**WHAT YOU ARE ASKED TO DO**
Your task is to copy the listing exactly, with the pictures left out.

**SUPPLIED RECORDS**
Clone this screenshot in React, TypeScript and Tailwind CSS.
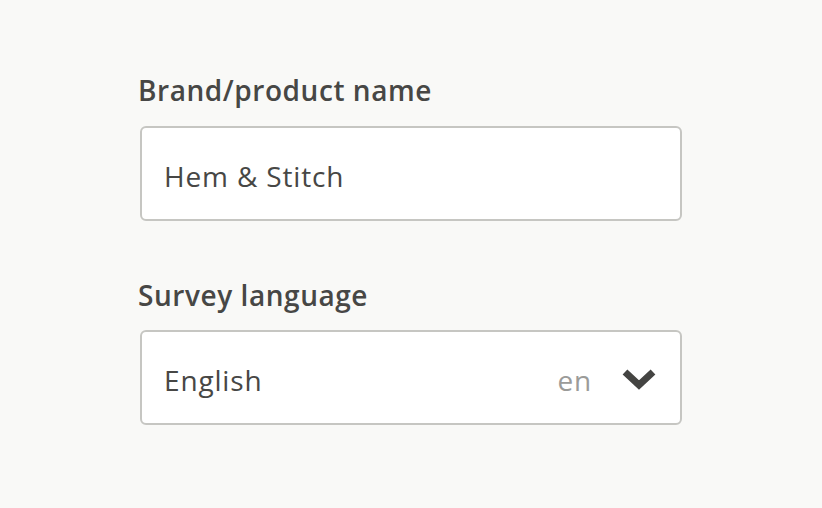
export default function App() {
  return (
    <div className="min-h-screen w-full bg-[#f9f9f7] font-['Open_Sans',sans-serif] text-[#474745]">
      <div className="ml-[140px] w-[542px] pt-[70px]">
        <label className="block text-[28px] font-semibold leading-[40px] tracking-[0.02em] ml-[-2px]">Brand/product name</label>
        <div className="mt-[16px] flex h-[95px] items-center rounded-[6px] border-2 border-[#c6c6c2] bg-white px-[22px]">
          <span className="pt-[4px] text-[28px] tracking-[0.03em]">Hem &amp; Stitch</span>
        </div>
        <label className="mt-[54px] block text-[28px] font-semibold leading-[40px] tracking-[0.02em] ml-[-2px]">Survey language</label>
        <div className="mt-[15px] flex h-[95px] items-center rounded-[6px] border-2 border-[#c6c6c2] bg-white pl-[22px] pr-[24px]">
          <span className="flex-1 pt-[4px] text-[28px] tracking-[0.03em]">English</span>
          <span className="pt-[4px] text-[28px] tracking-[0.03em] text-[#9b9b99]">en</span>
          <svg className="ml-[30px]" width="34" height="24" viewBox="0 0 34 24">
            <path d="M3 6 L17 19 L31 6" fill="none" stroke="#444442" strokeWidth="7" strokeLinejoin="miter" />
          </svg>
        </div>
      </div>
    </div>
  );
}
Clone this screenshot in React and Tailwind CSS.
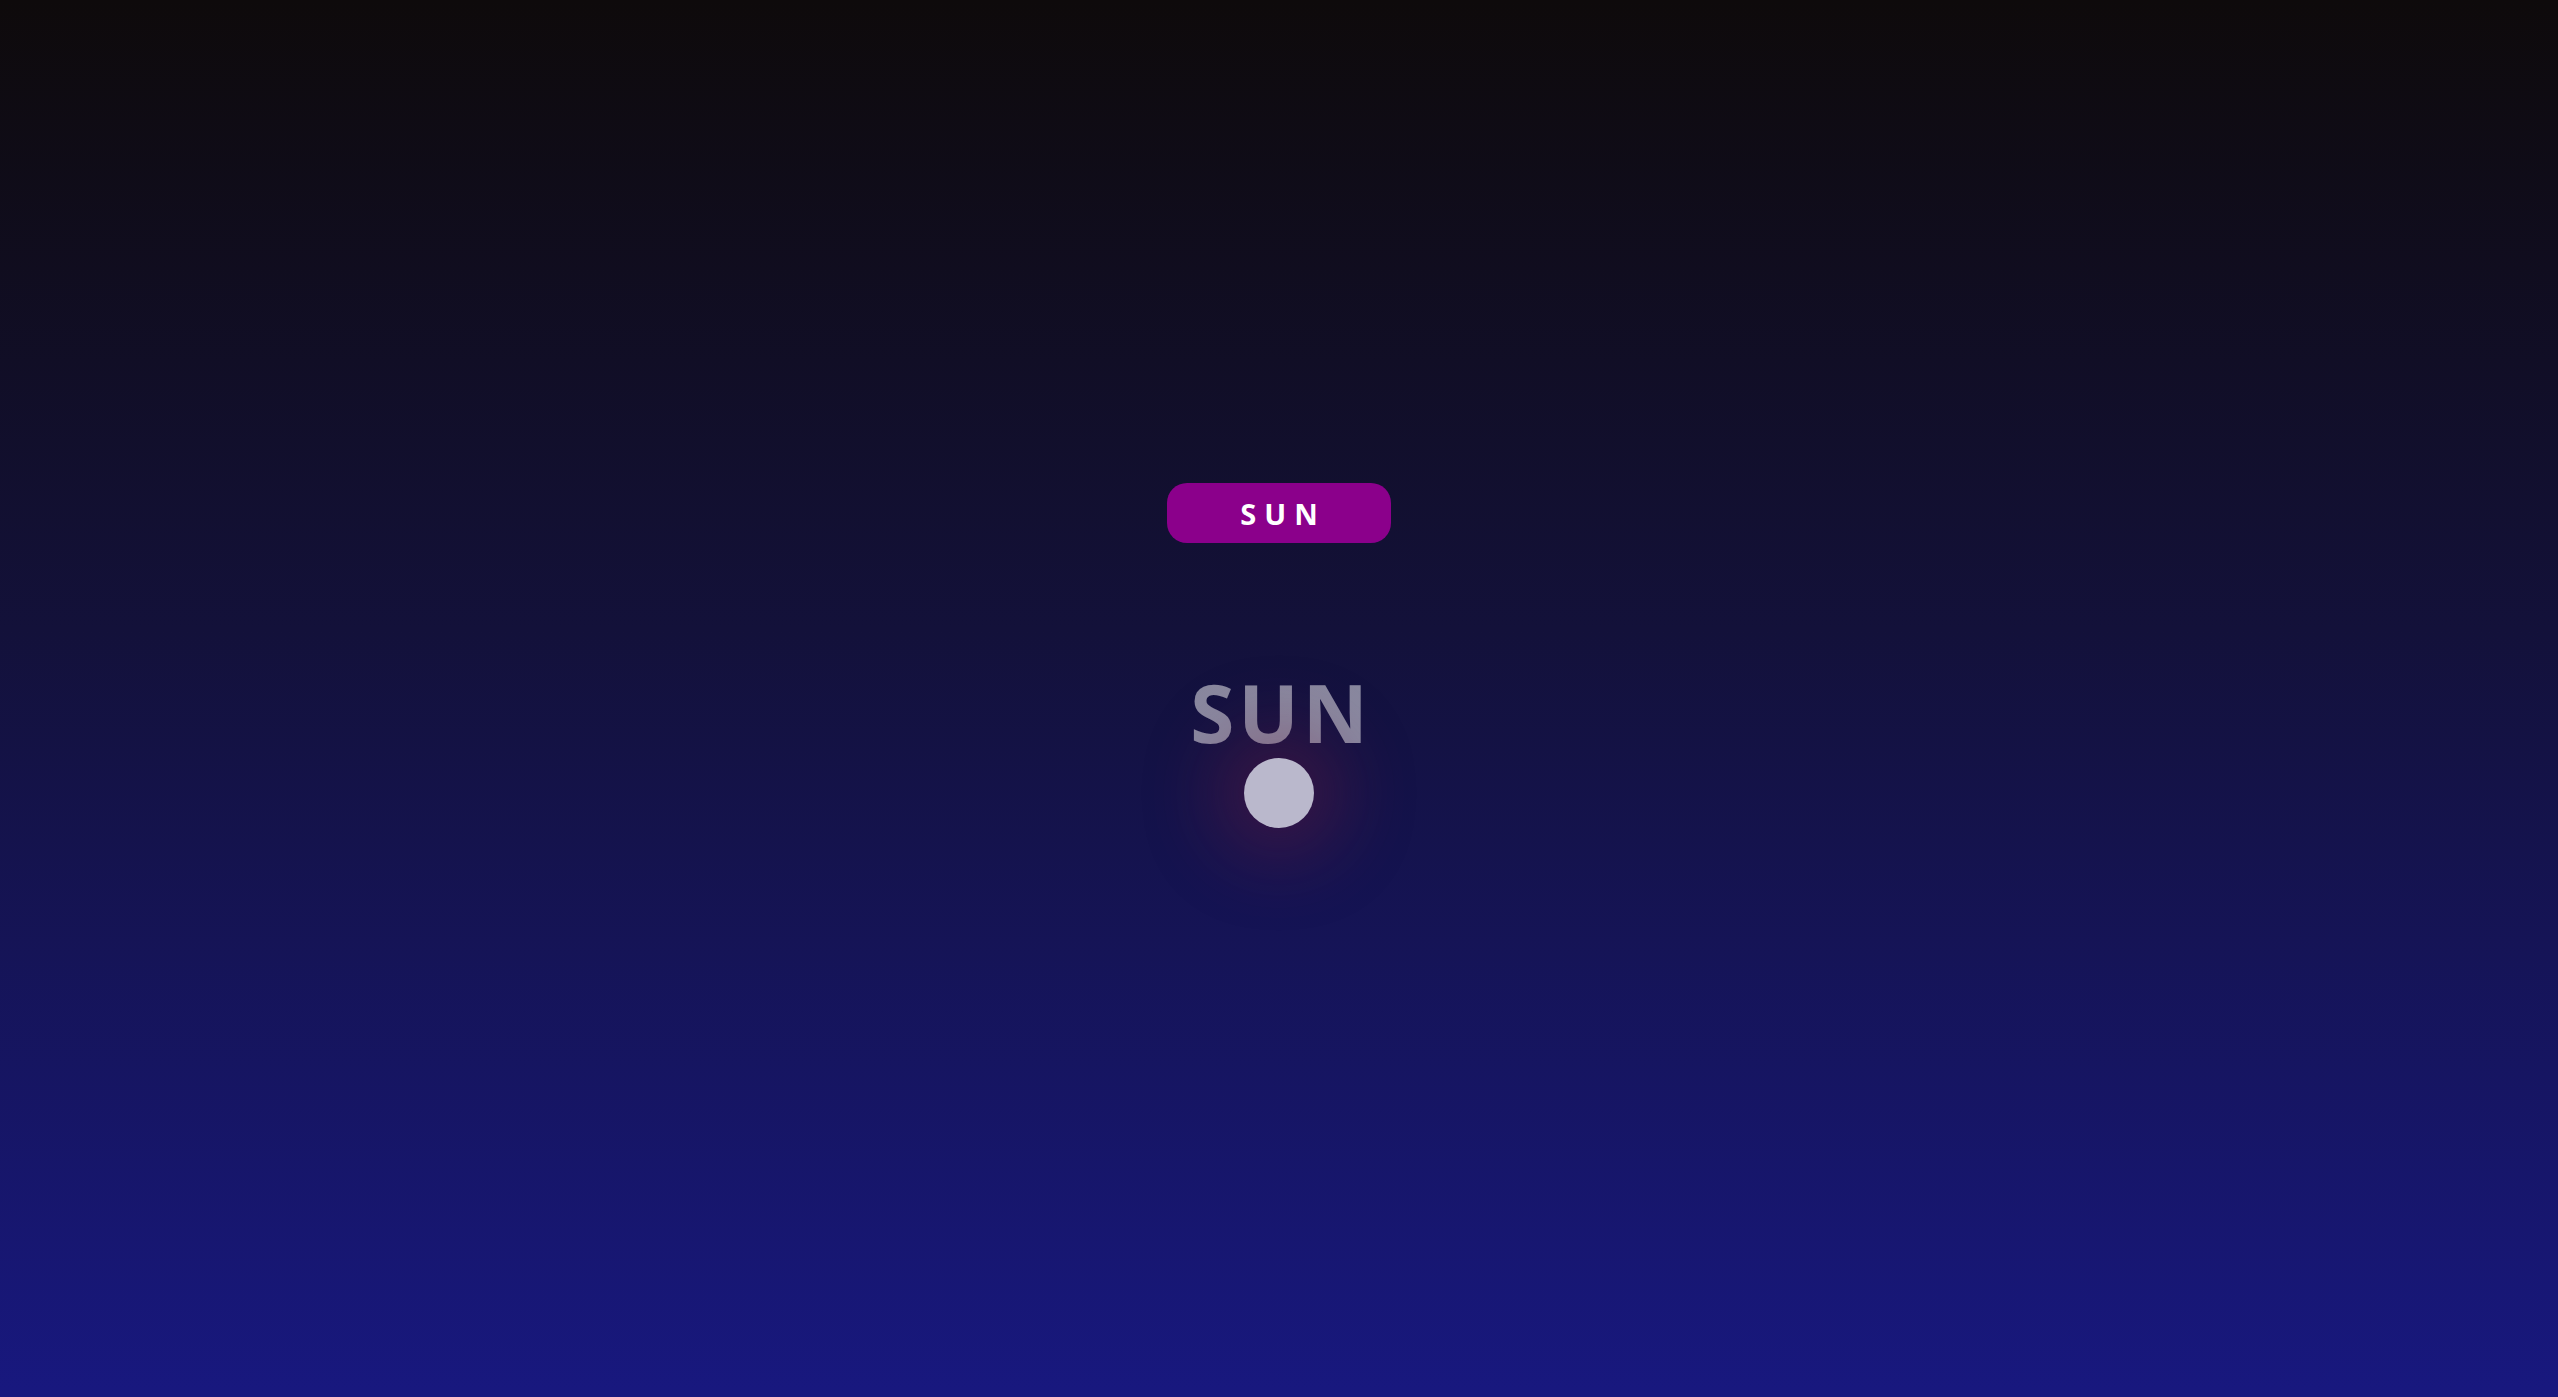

**RIGHT ANSWER**
Clone this screenshot in React, TypeScript and Tailwind CSS.
export default function App() {
  return (
    <div className="min-h-screen w-full bg-[#f9f9f7] font-['Open_Sans',sans-serif] text-[#474745]">
      <div className="ml-[140px] w-[542px] pt-[70px]">
        <label className="block text-[28px] font-semibold leading-[40px] tracking-[0.02em] ml-[-2px]">Brand/product name</label>
        <div className="mt-[16px] flex h-[95px] items-center rounded-[6px] border-2 border-[#c6c6c2] bg-white px-[22px]">
          <span className="pt-[4px] text-[28px] tracking-[0.03em]">Hem &amp; Stitch</span>
        </div>
        <label className="mt-[54px] block text-[28px] font-semibold leading-[40px] tracking-[0.02em] ml-[-2px]">Survey language</label>
        <div className="mt-[15px] flex h-[95px] items-center rounded-[6px] border-2 border-[#c6c6c2] bg-white pl-[22px] pr-[24px]">
          <span className="flex-1 pt-[4px] text-[28px] tracking-[0.03em]">English</span>
          <span className="pt-[4px] text-[28px] tracking-[0.03em] text-[#9b9b99]">en</span>
          <svg className="ml-[30px]" width="34" height="24" viewBox="0 0 34 24">
            <path d="M3 6 L17 19 L31 6" fill="none" stroke="#444442" strokeWidth="7" strokeLinejoin="miter" />
          </svg>
        </div>
      </div>
    </div>
  );
}
Clone this screenshot in React and Tailwind CSS.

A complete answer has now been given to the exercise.